When our expectations are met, we should stop and praise God and bless His holy name; When our expectation are not met, we should still stop and praise God and bless His holy name. He is worthy of our praise and our thanksgiving. In His sovereign providence, we can trust that He works all things for good for those who love Him and are called according to His purposes (Romans 8:28). Nothing with God is coincidence or happenstance; He is sovereign and in control of every detail in our life, guiding our every step. His work in our lives is providential through and through, and He causes all things to work out for our good and for His glory. Next time your expectations are not met, remember it is an opportunity to make an appointment for praising God for His goodness. We can trust that His plans for our life are so much better!
I am struggling with disappointment. Help me to guard my heart from discouragement, discontentment, and complaining. Teach me how to find ways to praise You when my expectations are not met. I know I need to trust in Your sovereignty and lean upon Your ways over my own. Your grace is sufficient for me, and I thank You for always guiding me into truth and convicting my heart when I fall into the sin grumbling and complaining, thinking that I know better than You. My lips long to praise Your great name. Thank You for Your love for me and for changing my heart to reflect Yours. I pray You would use these unmet expectations to transform me and strengthen my faith in You. In Jesus’ name, amen.
I am convinced that sleep deprivation from the baby/toddler phase is the mom version of fasting. My flesh becomes so weakened and my reliance upon God becomes absolutely everything. I cannot help but rely on His grace to do pretty much anything. If you count third trimester lack of sleep from the uncomfortableness and countless trips of waddling to the bathroom, I literally haven’t slept through the night in almost two years. This isn’t hyperbole- my 17-month-old has NEVER slept through the night. My middle son took 25 months to do so- which was only six months before my youngest was born. It’s been an extremely physically and mentally (and often emotionally) trying season that has lasted years.
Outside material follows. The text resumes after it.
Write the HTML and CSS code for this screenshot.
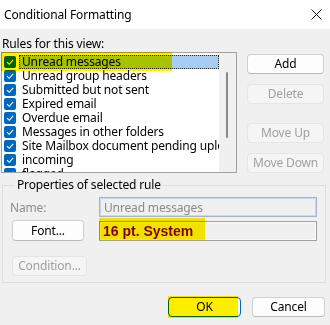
FILE: index.html
```html
<!DOCTYPE html>
<html>
<head>
<meta charset="utf-8">
<link rel="stylesheet" href="styles.css">
</head>
<body>
<div class="dialog">
  <header class="titlebar">
    <span class="title">Conditional Formatting</span>
    <svg class="close" width="11" height="11" viewBox="0 0 11 11"><path d="M0.5 0.5 L10.5 10.5 M10.5 0.5 L0.5 10.5" stroke="#1a1a1a" stroke-width="1" fill="none"/></svg>
  </header>
  <main class="content">
    <div class="rules-label">Rules for this view:</div>
    <div class="rules-row">
      <div class="listbox">
        <div class="rows">
          <div class="row selected"><span class="cb"><svg width="12" height="12" viewBox="0 0 12 12"><path d="M3 6.2 L5.2 8.3 L9.2 3.8" stroke="#fff" stroke-width="1.1" fill="none"/></svg></span><span class="item">Unread messages</span></div>
          <div class="row"><span class="cb"><svg width="12" height="12" viewBox="0 0 12 12"><path d="M3 6.2 L5.2 8.3 L9.2 3.8" stroke="#fff" stroke-width="1.1" fill="none"/></svg></span><span class="item">Unread group headers</span></div>
          <div class="row"><span class="cb"><svg width="12" height="12" viewBox="0 0 12 12"><path d="M3 6.2 L5.2 8.3 L9.2 3.8" stroke="#fff" stroke-width="1.1" fill="none"/></svg></span><span class="item">Submitted but not sent</span></div>
          <div class="row"><span class="cb"><svg width="12" height="12" viewBox="0 0 12 12"><path d="M3 6.2 L5.2 8.3 L9.2 3.8" stroke="#fff" stroke-width="1.1" fill="none"/></svg></span><span class="item">Expired email</span></div>
          <div class="row"><span class="cb"><svg width="12" height="12" viewBox="0 0 12 12"><path d="M3 6.2 L5.2 8.3 L9.2 3.8" stroke="#fff" stroke-width="1.1" fill="none"/></svg></span><span class="item">Overdue email</span></div>
          <div class="row"><span class="cb"><svg width="12" height="12" viewBox="0 0 12 12"><path d="M3 6.2 L5.2 8.3 L9.2 3.8" stroke="#fff" stroke-width="1.1" fill="none"/></svg></span><span class="item">Messages in other folders</span></div>
          <div class="row"><span class="cb"><svg width="12" height="12" viewBox="0 0 12 12"><path d="M3 6.2 L5.2 8.3 L9.2 3.8" stroke="#fff" stroke-width="1.1" fill="none"/></svg></span><span class="item">Site Mailbox document pending upload</span></div>
          <div class="row"><span class="cb"><svg width="12" height="12" viewBox="0 0 12 12"><path d="M3 6.2 L5.2 8.3 L9.2 3.8" stroke="#fff" stroke-width="1.1" fill="none"/></svg></span><span class="item">incoming</span></div>
          <div class="row"><span class="cb"><svg width="12" height="12" viewBox="0 0 12 12"><path d="M3 6.2 L5.2 8.3 L9.2 3.8" stroke="#fff" stroke-width="1.1" fill="none"/></svg></span><span class="item">flagged</span></div>
        </div>
        <div class="scrollbar"><div class="thumb"></div></div>
      </div>
      <div class="side-buttons">
        <button class="btn">Add</button>
        <button class="btn disabled">Delete</button>
        <button class="btn disabled move-up">Move Up</button>
        <button class="btn disabled">Move Down</button>
      </div>
    </div>
    <fieldset class="group">
      <legend>Properties of selected rule</legend>
      <div class="prop-row name-row">
        <span class="prop-label">Name:</span>
        <div class="field name-field">Unread messages</div>
      </div>
      <div class="prop-row font-row">
        <button class="btn font-btn">Font...</button>
        <div class="field font-preview">16 pt. System</div>
      </div>
      <div class="prop-row cond-row">
        <button class="btn disabled cond-btn">Condition...</button>
      </div>
    </fieldset>
    <div class="footer">
      <button class="btn default">OK</button>
      <button class="btn">Cancel</button>
    </div>
    <div class="marker mark-row"></div>
    <div class="marker mark-font"></div>
    <div class="marker mark-ok"></div>
  </main>
</div>
</body>
</html>
```

FILE: styles.css
```css
* { box-sizing: border-box; }
html, body { margin: 0; padding: 0; }
body {
  width: 330px;
  height: 325px;
  overflow: hidden;
  background: #f0f0f0;
  font-family: "Noto Sans", "Open Sans", sans-serif;
  font-size: 12px;
  letter-spacing: -0.15px;
  color: #000;
}
.dialog { width: 330px; height: 325px; display: flex; flex-direction: column; }
.titlebar {
  height: 29px;
  background: #fff;
  display: flex;
  align-items: center;
  justify-content: space-between;
  padding: 0 8px 0 4px;
}
.title { font-size: 12px; line-height: 16px; }
.close { display: block; }
.content { position: relative; flex: 1; }
.rules-label { margin: 7px 0 0 2px; height: 16px; line-height: 16px; }
.rules-row { display: flex; }
.listbox {
  margin-left: 1px;
  width: 236px;
  height: 121px;
  border: 1px solid #a0a0a0;
  background: #fff;
  display: flex;
  overflow: hidden;
}
.rows { width: 217px; padding-top: 2px; overflow: hidden; }
.row { height: 14px; display: flex; align-items: center; white-space: nowrap; }
.cb {
  flex: none;
  width: 12px;
  height: 12px;
  margin-left: 2px;
  background: #0067c0;
  border-radius: 2px;
  display: block;
}
.cb svg { display: block; }
.item { margin-left: 3px; padding: 0 3px; height: 14px; line-height: 14px; flex: 1; }
.selected .item { background: #a6cef2; outline: 1px dotted #222; outline-offset: -1px; }
.scrollbar { flex: 1; background: #f0f0f0; position: relative; }
.thumb { position: absolute; left: 7px; top: 19px; width: 2px; height: 66px; background: #8a8a8a; border-radius: 1px; }
.side-buttons { margin-left: 10px; width: 77px; padding-top: 2px; display: flex; flex-direction: column; gap: 10px; }
.move-up { margin-top: 9px; }
.btn {
  font-family: inherit;
  font-size: 12px;
  letter-spacing: inherit;
  height: 20px;
  padding: 0;
  background: #fdfdfd;
  border: 1px solid #d0d0d0;
  border-bottom-color: #b8b8b8;
  border-radius: 4px;
  color: #000;
  line-height: 16px;
}
.btn.disabled { background: #f5f5f5; border-color: #e5e5e5; color: #a0a0a0; }
.group {
  margin: 4px 0 0 2px;
  width: 324px;
  height: 106px;
  border: 1px solid #dcdcdc;
  padding: 0 0 0 7px;
  min-width: 0;
}
.group legend { margin-left: 5px; padding: 0 2px; line-height: 16px; }
.prop-row { display: flex; align-items: center; }
.name-row { margin-top: 4px; height: 20px; }
.prop-label { width: 89px; color: #8c8c8c; }
.field { width: 218px; height: 20px; display: flex; align-items: center; padding-left: 4px; }
.name-field { border: 1px solid #a8b4c6; box-shadow: inset 0 0 0 1px #cbd9ec; color: #8a8a8a; background: #f0f0f0; }
.font-row { margin-top: 3px; height: 21px; }
.font-btn { margin-left: 2px; width: 72px; height: 21px; }
.font-preview {
  margin-left: 15px;
  border: 1px solid #a0a0a0;
  box-shadow: inset 0 0 0 1px #fafafa;
  background: #f0f0f0;
  font-family: "Liberation Sans", Arial, sans-serif;
  font-weight: bold;
  font-size: 14px;
  letter-spacing: 0;
  color: #800000;
  padding-left: 3px;
}
.cond-row { margin-top: 15px; }
.cond-btn { margin-left: 2px; width: 75px; }
.footer { display: flex; justify-content: flex-end; gap: 11px; padding-right: 5px; margin-top: 14px; }
.footer .btn { width: 73px; }
.btn.default { border: 1px solid #0067c0; }
.marker { position: absolute; background: #fff000; mix-blend-mode: multiply; }
.mark-row { left: 1px; top: 23px; width: 171px; height: 19px; }
.mark-font { left: 99px; top: 189px; width: 106px; height: 22px; }
.mark-ok { left: 168px; top: 267px; width: 70px; height: 22px; }
```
I don’t share all of this to complain or receive sympathy or ask for advice. I share to remind you (and myself) that the Lord is near to those suffering and in that suffering, He brings unspeakable joy that is not dependent upon our circumstances. No matter how overwhelming it may feel, His grace is sufficient in your weakness. Lean upon Him, and He will strengthen you and transform you in your suffering to look more like Him.
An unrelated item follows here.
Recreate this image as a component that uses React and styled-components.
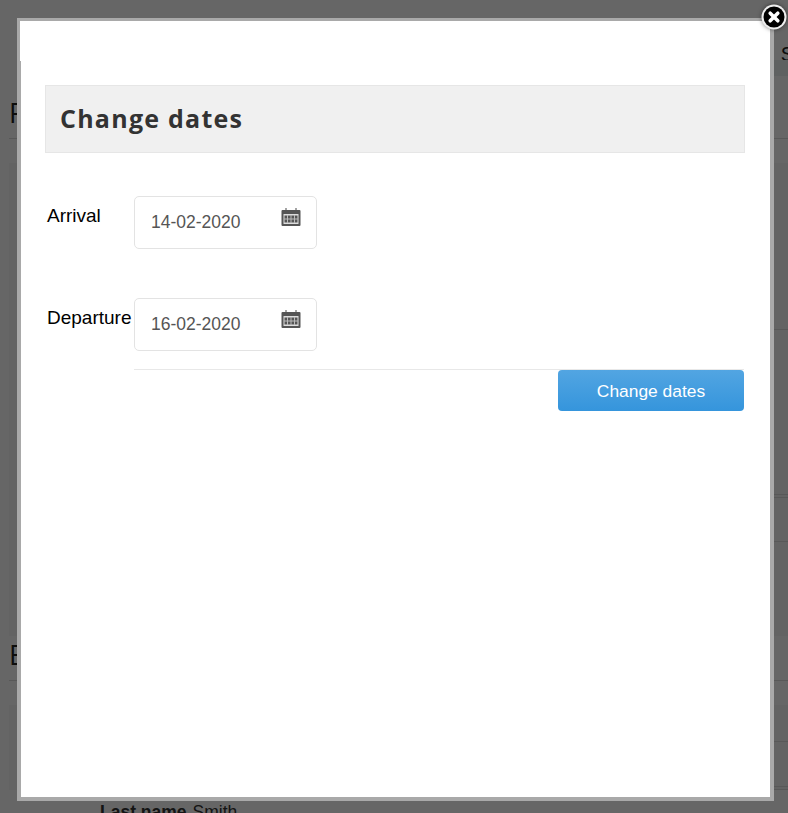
import React from 'react';
import styled, { createGlobalStyle } from 'styled-components';

const GlobalStyle = createGlobalStyle`
  html, body {
    margin: 0;
    padding: 0;
    height: 813px;
    overflow: hidden;
    background: #fff;
    font-family: "Liberation Sans", Arial, sans-serif;
  }
`;

const Page = styled.div`
  position: relative;
  width: 788px;
  height: 813px;
  overflow: hidden;
  background: #fff;
`;

const TopBar = styled.div`
  height: 76px;
  display: flex;
  flex-direction: column;
  align-items: flex-end;
  justify-content: flex-end;
  color: #222;
  font-size: 20px;
`;

const UserLink = styled.span`
  height: 16px;
  line-height: 20px;
  margin-right: -6px;
`;

const NavStrip = styled.div`
  width: 400px;
  height: 16px;
  background: #eef2f2;
`;

const Content = styled.div`
  padding: 23px 0 0 9px;
`;

const SectionTitle = styled.h2`
  margin: 0;
  height: 40px;
  box-sizing: border-box;
  font: 400 27px/28px "Open Sans", sans-serif;
  color: #222;
  border-bottom: 1px solid #ddd;
`;

const SectionBody = styled.div`
  height: ${p => p.$height}px;
  margin: 24px 0 ${p => p.$after}px;
  padding-left: 91px;
  background: #f8f8f8;
`;

const Row = styled.div`
  height: ${p => p.$height}px;
  box-sizing: border-box;
  border-bottom: 1px solid #ddd;
`;

const NameLine = styled.div`
  padding-top: 12px;
  font-size: 17.5px;
  line-height: 20px;
  color: #333;

  b {
    margin-right: 6px;
  }
`;

const Overlay = styled.div`
  position: absolute;
  inset: 0;
  background: rgba(0, 0, 0, 0.6);
`;

const Modal = styled.div`
  position: absolute;
  left: 17px;
  top: 18px;
  width: 757px;
  height: 783px;
  box-sizing: border-box;
  border: 4px solid #a9a9a9;
  border-top-width: 3px;
  border-left-width: 3px;
  background: #fff;
  padding: 64px 25px 0 25px;

  &::before {
    content: "";
    position: absolute;
    left: 0;
    top: 40px;
    bottom: 0;
    width: 1px;
    background: #a9a9a9;
  }
`;

const CloseButton = styled.button`
  position: absolute;
  left: 761px;
  top: 4px;
  width: 26px;
  height: 26px;
  padding: 0;
  border: 0;
  background: none;
  display: block;
  filter: drop-shadow(0 0 2px rgba(0, 0, 0, 0.5));
`;

const Header = styled.div`
  height: 68px;
  box-sizing: border-box;
  background: #f0f0f0;
  border: 1px solid #e6e6e6;
  padding-left: 14px;
  display: flex;
  align-items: center;
`;

const Title = styled.h1`
  margin: -2px 0 0;
  font: 700 25px/32px "Open Sans", sans-serif;
  letter-spacing: 1.25px;
  color: #333;
`;

const Form = styled.form`
  margin-top: 43px;
`;

const Field = styled.div`
  display: flex;

  & + & {
    margin-top: 49px;
  }
`;

const Label = styled.label`
  width: 89px;
  flex: none;
  padding: 9px 0 0 2px;
  box-sizing: border-box;
  font-size: 19px;
  line-height: 22px;
  color: #000;
  white-space: nowrap;
`;

const DateBox = styled.div`
  width: 183px;
  height: 53px;
  box-sizing: border-box;
  border: 1px solid #e3e3e3;
  border-radius: 5px;
  display: flex;
  justify-content: space-between;
  padding: 11px 15px 0 16px;
  font-size: 17.5px;
  line-height: 29px;
  color: #555;
`;

const Footer = styled.div`
  margin: 18px 1px 0 89px;
  border-top: 1px solid #e8e8e8;
  display: flex;
  justify-content: flex-end;
`;

const SubmitButton = styled.button`
  width: 186px;
  height: 41px;
  padding: 1px 0 0;
  border: 0;
  border-radius: 4px;
  background: linear-gradient(#52a5e2, #3595dc);
  color: #fff;
  font: 400 17.4px "Liberation Sans", Arial, sans-serif;
`;

const CalendarIcon = () => (
  <svg width="20" height="20" viewBox="0 0 20 20" style={{ flex: 'none', marginTop: -1 }}>
    <path d="M5 1v3M15 1v3" stroke="#888" strokeWidth="1.5" />
    <rect x="0.5" y="3" width="19" height="16" rx="1" fill="#555" />
    <rect x="2.5" y="7" width="15" height="10" fill="#ddd" />
    <path d="M3.5 8.5h13v7h-13z" fill="#555" />
    <path d="M6.5 8v8M10 8v8M13.5 8v8M3 12h14" stroke="#bbb" strokeWidth="1" />
  </svg>
);

const CloseIcon = () => (
  <svg width="26" height="26" viewBox="0 0 26 26">
    <circle cx="13" cy="13" r="12.5" fill="#eee" />
    <circle cx="13" cy="13" r="10.5" fill="#000" />
    <path d="M9.2 9.2l7.6 7.6M16.8 9.2l-7.6 7.6" stroke="#fff" strokeWidth="3.6" strokeLinecap="round" />
  </svg>
);

const dates = [
  { label: 'Arrival', value: '14-02-2020' },
  { label: 'Departure', value: '16-02-2020' },
];

const App = () => (
  <Page>
    <GlobalStyle />
    <TopBar>
      <UserLink>S</UserLink>
      <NavStrip />
    </TopBar>
    <Content>
      <SectionTitle>Payment</SectionTitle>
      <SectionBody $height={473} $after={5}>
        <Row $height={167} />
        <Row $height={165} />
        <Row $height={3} />
        <Row $height={44} />
      </SectionBody>
      <SectionTitle>Booking</SectionTitle>
      <SectionBody $height={85} $after={0}>
        <Row $height={37} />
        <Row $height={45} />
        <Row $height={3} />
        <NameLine><b>Last name</b>Smith</NameLine>
      </SectionBody>
    </Content>
    <Overlay />
    <Modal>
      <Header>
        <Title>Change dates</Title>
      </Header>
      <Form>
        {dates.map(d => (
          <Field key={d.label}>
            <Label>{d.label}</Label>
            <DateBox>
              {d.value}
              <CalendarIcon />
            </DateBox>
          </Field>
        ))}
        <Footer>
          <SubmitButton type="button">Change dates</SubmitButton>
        </Footer>
      </Form>
    </Modal>
    <CloseButton type="button" aria-label="Close"><CloseIcon /></CloseButton>
  </Page>
);

export default App;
When I was praying the other night in the midnight hours during the on and off wakings (awakened every one-two hours because of his teething pain and what I can assume is the 18 month sleep regression), I said “God, I know he is a gift…please help me.” And as I reflect upon this trying season, I’m realizing the ways my son is a gift from the Father, along with all my children, of course. I cannot help but praise God in the midst of my pain for the Lord’s faithfulness to me. Even though my circumstances have not changed, He is changing me. I am encouraged by these verses in Psalm 30 to give thanks and remember that joy always comes in the morning:
“Sing praise to the Lord, you His godly ones, And give thanks to His holy name. For His anger is but for a moment, His favor is for a lifetime; Weeping may last for the night, But a shout of joy comes in the morning.”Psalm 30:4-5, NASB
When my flesh is weak because of the difficulties that come with this season of motherhood, and I am humbled to my knees, by God’s grace, I am able to bear fruit and walk in the Spirit in a way that pleases the Lord. Instead of asking God to rescue me from my weeping and struggles with my son’s sleep, I find myself thanking God through tears of joy for this sleep deprivation. Suffering is a gift and with it comes joy and a heart full of praise to God for His faithfulness. May we ask the Lord for eyes to see our suffering in that way.
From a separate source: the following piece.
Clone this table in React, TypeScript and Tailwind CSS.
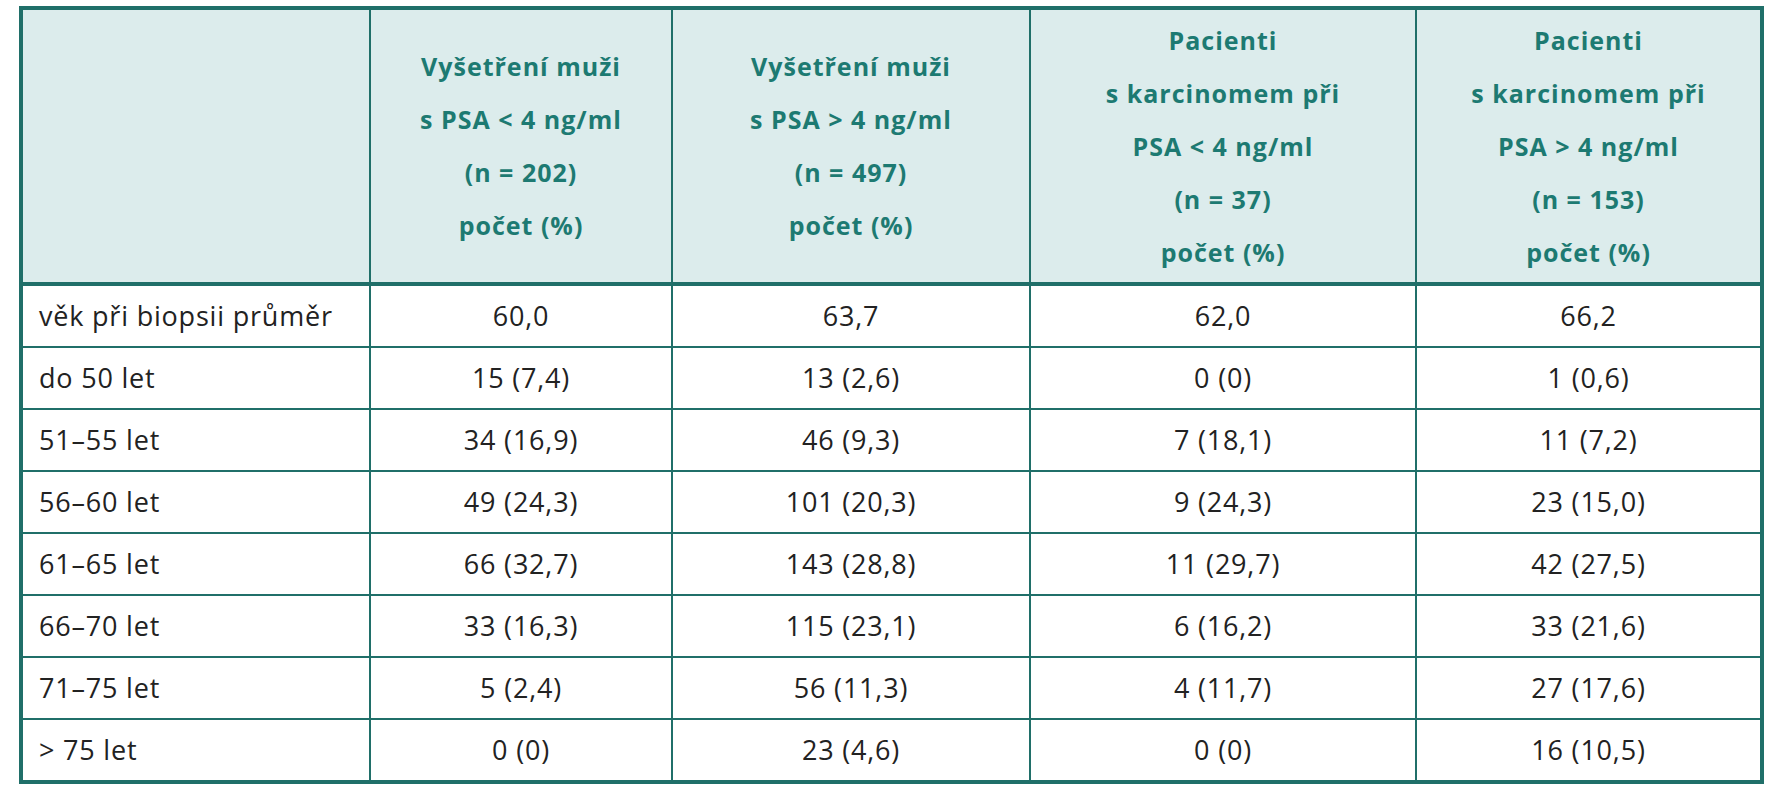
const HEADERS: string[][] = [
  ["Vyšetření muži", "s PSA < 4 ng/ml", "(n = 202)", "počet (%)"],
  ["Vyšetření muži", "s PSA > 4 ng/ml", "(n = 497)", "počet (%)"],
  ["Pacienti", "s karcinomem při", "PSA < 4 ng/ml", "(n = 37)", "počet (%)"],
  ["Pacienti", "s karcinomem při", "PSA > 4 ng/ml", "(n = 153)", "počet (%)"],
];

const ROWS: string[][] = [
  ["věk při biopsii průměr", "60,0", "63,7", "62,0", "66,2"],
  ["do 50 let", "15 (7,4)", "13 (2,6)", "0 (0)", "1 (0,6)"],
  ["51–55 let", "34 (16,9)", "46 (9,3)", "7 (18,1)", "11 (7,2)"],
  ["56–60 let", "49 (24,3)", "101 (20,3)", "9 (24,3)", "23 (15,0)"],
  ["61–65 let", "66 (32,7)", "143 (28,8)", "11 (29,7)", "42 (27,5)"],
  ["66–70 let", "33 (16,3)", "115 (23,1)", "6 (16,2)", "33 (21,6)"],
  ["71–75 let", "5 (2,4)", "56 (11,3)", "4 (11,7)", "27 (17,6)"],
  ["> 75 let", "0 (0)", "23 (4,6)", "0 (0)", "16 (10,5)"],
];

export default function App() {
  return (
    <div className="min-h-screen w-[1783px] h-[800px] bg-white pt-[6px] pl-[19px] font-['Open_Sans',_'Liberation_Sans',_sans-serif]">
      <div className="w-[1745px] border-4 border-[#206f69]">
        <div className="grid grid-cols-[346px_302px_358px_386px_345px]">
          {/* hlavička */}
          <div className="h-[276px] bg-[#dcecec] border-b-4 border-[#206f69]" />
          {HEADERS.map((lines, i) => (
            <div
              key={i}
              className="h-[276px] bg-[#dcecec] border-b-4 border-l-2 border-[#206f69] flex flex-col items-center justify-center text-center text-[25px] leading-[53px] font-bold tracking-[1px] text-[#1d7a72]"
            >
              {lines.map((l, j) => (
                <span key={j} className="whitespace-pre">{l}</span>
              ))}
            </div>
          ))}

          {/* řádky */}
          {ROWS.map((row, r) =>
            row.map((cell, c) => (
              <div
                key={`${r}-${c}`}
                className={`flex items-center text-[27px] tracking-[0.8px] text-[#222222] border-[#206f69] ${
                  r > 0 ? "h-[62px] border-t-2" : "h-[60px]"
                } ${c > 0 ? "border-l-2 justify-center" : "pl-[16px]"}`}
              >
                {cell}
              </div>
            ))
          )}
        </div>
      </div>
    </div>
  );
}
Heavenly Father, I’m weary and hurting. I have asked so many times for this suffering to be removed and for You to rescue me from this storm. I feel depleted. I feel like I’m drowning. But I realize that You have not called me to live by my feelings or by what I see happening around me; You have called me to walk by faith. And as my faith in You rises up in me, I trust that You have me exactly where I am supposed to be- totally dependent upon Your grace. In my weakness, I know that You are my strength. I praise You in my pain, and I ask that You would use this trial, this suffering, this storm to change me to look more like Christ- all for Your glory. I know that I may endure weeping in the night, but Your joy always comes- a joy that is not dependent upon my circumstances but is everlasting and sustaining even in the darkest of nights. Thank You for Your nearness to me in my greatest time of need and pain. You are a faithful Father, and I am so thankful to receive Your mercy and be called Your child. In Jesus’ name, amen.